Let $A = J_n(\lambda)$ be a $n \times n$ Jordan Block. Determine the Jordan form of $A^k$.

How to approach the problem? Need some hints

$A = J_n(\lambda) = J_n(0) + \lambda I$. Now $A^k = {(J_n(0) + \lambda I)}^k $ and the expansion follows the binomial expansion. Will this be any need?

Answer 1

Hint Continuing with your suggestion, your expression with the Binomial Theorem gives $$J_n(\lambda)^k = (J_n(0) + \lambda I_n)^k = \sum_{i = 0}^k {k \choose i} \lambda^{k - i} J_n(0)^i .$$ Now, since $\lambda$ is the only eigenvalue of $J_n(\lambda)^k$, the only eigenvalue of $J_n(\lambda)^k$ is $\lambda^k$. Thus, the Jordan form of $J_n(\lambda)^k$ is some direct sum of Jordan blocks $J_{n_a}(\lambda^k)$, and it remains just to determine what the block sizes $n_a$ are.

As usual, we can determine these sizes by analyzing the dimensions of the kernels of the powers of $$J_n(\lambda)^k - \lambda^k I_n .$$ Glancing back at our expansion of the first term we see that $\lambda^k I_n$ is precisely the first term in the sum, so this difference is just $$\sum_{i = 1}^k {k \choose i} \lambda^{k - i} J_n(0)^i$$ (NB this sum begins at index $i = 1$, and that it is empty in the special case $k = 0$, which is anyway trivial.)

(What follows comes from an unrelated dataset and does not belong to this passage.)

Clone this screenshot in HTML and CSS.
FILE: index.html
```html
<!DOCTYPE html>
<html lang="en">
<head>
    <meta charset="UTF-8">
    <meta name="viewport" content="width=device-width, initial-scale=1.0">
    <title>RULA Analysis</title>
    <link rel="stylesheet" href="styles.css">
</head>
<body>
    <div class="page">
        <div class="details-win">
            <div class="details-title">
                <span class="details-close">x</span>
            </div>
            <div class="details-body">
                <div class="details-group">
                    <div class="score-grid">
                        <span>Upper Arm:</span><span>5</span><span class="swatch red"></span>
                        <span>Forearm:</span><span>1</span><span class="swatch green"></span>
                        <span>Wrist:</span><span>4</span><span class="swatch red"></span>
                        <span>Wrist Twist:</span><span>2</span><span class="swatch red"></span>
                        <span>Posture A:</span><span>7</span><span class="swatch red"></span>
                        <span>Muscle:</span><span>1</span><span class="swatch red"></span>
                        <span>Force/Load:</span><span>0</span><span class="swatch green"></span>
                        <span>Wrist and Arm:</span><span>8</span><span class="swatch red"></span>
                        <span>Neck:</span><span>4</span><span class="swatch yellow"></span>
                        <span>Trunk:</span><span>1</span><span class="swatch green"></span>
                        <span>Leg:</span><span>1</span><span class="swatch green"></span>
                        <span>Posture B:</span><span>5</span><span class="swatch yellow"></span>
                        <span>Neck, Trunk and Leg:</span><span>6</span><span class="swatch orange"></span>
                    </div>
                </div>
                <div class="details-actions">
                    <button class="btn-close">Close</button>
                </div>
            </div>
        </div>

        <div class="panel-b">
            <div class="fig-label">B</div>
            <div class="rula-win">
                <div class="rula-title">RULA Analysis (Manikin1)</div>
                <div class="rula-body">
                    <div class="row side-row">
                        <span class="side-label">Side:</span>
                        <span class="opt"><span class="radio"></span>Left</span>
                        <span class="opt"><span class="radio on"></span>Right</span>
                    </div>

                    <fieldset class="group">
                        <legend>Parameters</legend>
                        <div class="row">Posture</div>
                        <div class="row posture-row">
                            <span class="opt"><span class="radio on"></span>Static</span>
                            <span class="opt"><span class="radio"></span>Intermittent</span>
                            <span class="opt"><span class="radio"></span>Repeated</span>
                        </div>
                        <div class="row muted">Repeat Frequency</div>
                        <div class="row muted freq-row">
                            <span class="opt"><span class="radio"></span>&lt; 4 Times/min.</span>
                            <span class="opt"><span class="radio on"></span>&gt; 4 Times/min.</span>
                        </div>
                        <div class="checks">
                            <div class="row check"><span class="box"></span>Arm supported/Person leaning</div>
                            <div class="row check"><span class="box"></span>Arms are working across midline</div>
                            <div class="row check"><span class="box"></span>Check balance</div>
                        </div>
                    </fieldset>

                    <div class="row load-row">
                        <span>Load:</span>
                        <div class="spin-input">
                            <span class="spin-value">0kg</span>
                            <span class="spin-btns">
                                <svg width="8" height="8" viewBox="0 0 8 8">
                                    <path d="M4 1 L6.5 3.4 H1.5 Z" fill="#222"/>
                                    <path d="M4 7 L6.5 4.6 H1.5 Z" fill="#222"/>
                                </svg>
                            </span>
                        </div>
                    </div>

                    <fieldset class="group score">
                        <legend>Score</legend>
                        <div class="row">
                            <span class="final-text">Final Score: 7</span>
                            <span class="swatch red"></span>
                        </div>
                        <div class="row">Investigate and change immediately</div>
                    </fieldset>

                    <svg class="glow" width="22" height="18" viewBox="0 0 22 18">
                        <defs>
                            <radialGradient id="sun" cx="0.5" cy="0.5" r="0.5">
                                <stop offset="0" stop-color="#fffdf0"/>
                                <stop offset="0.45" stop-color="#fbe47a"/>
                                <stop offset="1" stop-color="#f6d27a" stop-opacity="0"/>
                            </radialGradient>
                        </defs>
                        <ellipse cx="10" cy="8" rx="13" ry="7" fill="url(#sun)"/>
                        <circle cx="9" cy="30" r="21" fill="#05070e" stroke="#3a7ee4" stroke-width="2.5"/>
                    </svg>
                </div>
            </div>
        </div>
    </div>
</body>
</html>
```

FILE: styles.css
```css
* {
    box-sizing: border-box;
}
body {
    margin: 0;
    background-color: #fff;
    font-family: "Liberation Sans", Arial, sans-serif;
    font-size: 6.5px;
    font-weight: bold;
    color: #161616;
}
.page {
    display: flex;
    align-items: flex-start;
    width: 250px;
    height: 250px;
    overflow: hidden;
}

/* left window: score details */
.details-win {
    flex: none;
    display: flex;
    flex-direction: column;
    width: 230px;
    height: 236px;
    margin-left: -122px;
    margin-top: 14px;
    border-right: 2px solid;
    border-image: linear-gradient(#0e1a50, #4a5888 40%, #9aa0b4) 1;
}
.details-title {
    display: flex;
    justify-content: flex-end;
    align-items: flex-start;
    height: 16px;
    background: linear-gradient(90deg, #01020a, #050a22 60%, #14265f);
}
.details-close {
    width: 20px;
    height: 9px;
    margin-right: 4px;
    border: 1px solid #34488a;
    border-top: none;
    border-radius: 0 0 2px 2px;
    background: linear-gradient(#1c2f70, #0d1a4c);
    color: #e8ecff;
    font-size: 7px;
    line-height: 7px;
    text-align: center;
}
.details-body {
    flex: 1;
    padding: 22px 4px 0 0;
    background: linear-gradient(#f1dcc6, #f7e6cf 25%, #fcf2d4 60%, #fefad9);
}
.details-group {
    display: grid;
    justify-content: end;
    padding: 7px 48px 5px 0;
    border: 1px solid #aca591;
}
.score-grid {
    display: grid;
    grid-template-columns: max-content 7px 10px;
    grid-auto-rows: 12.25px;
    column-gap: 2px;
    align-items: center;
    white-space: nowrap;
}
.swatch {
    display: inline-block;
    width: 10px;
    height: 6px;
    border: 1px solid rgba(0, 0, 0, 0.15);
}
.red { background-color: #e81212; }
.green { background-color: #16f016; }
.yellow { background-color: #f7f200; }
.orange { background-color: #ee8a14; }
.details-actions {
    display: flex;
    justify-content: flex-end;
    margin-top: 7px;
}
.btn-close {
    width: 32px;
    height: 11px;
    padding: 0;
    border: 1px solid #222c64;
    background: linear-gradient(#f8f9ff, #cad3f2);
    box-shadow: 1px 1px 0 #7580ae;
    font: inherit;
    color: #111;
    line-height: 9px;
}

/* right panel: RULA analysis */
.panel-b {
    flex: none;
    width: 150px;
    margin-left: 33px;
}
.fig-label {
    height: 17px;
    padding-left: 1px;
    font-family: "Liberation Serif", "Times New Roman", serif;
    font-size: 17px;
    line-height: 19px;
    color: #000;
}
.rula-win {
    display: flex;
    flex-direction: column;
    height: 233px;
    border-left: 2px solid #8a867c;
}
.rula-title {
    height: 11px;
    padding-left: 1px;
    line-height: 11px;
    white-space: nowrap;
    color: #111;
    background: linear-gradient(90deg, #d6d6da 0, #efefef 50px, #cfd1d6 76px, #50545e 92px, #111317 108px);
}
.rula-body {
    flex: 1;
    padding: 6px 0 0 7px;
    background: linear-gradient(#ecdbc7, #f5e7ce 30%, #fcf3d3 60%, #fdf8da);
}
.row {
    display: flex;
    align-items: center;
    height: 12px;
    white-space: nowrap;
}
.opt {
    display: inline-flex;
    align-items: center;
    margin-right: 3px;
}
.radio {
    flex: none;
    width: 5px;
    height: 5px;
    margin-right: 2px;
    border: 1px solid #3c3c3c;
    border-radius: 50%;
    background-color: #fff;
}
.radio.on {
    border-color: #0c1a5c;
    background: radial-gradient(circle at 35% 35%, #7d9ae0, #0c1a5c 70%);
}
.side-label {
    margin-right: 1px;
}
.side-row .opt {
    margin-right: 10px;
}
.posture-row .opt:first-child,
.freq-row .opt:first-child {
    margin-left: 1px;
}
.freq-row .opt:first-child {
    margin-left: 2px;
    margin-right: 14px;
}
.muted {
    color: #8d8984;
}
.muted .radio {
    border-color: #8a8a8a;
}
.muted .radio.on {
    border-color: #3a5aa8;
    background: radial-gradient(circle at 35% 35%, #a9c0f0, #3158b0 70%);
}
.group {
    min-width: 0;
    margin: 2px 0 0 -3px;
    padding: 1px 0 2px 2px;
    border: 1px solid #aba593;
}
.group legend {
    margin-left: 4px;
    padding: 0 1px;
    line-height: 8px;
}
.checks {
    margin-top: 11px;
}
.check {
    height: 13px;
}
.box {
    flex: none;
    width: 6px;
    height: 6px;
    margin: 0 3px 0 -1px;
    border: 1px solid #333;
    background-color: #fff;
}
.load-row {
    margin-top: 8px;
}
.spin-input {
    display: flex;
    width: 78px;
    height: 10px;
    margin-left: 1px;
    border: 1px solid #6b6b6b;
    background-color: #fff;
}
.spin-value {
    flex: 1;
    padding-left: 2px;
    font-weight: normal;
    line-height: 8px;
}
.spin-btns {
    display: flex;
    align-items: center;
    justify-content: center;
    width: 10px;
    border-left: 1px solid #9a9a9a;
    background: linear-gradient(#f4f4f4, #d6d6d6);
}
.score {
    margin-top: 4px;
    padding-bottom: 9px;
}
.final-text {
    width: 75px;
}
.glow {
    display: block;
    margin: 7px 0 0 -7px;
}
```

Additional hint Notice that since $J_n(0)$ is strictly upper triangular, the last entry of $$\sum_{i = 1}^k {k \choose i} \lambda^{k - i} J_n(0)^i {\bf x}$$ is $0$, and, for example, the second-to-last entry is $k \lambda^{k - 1} x_n$. This suggests, among other things, splitting into the cases $\lambda = 0$ and $\lambda \neq 0$.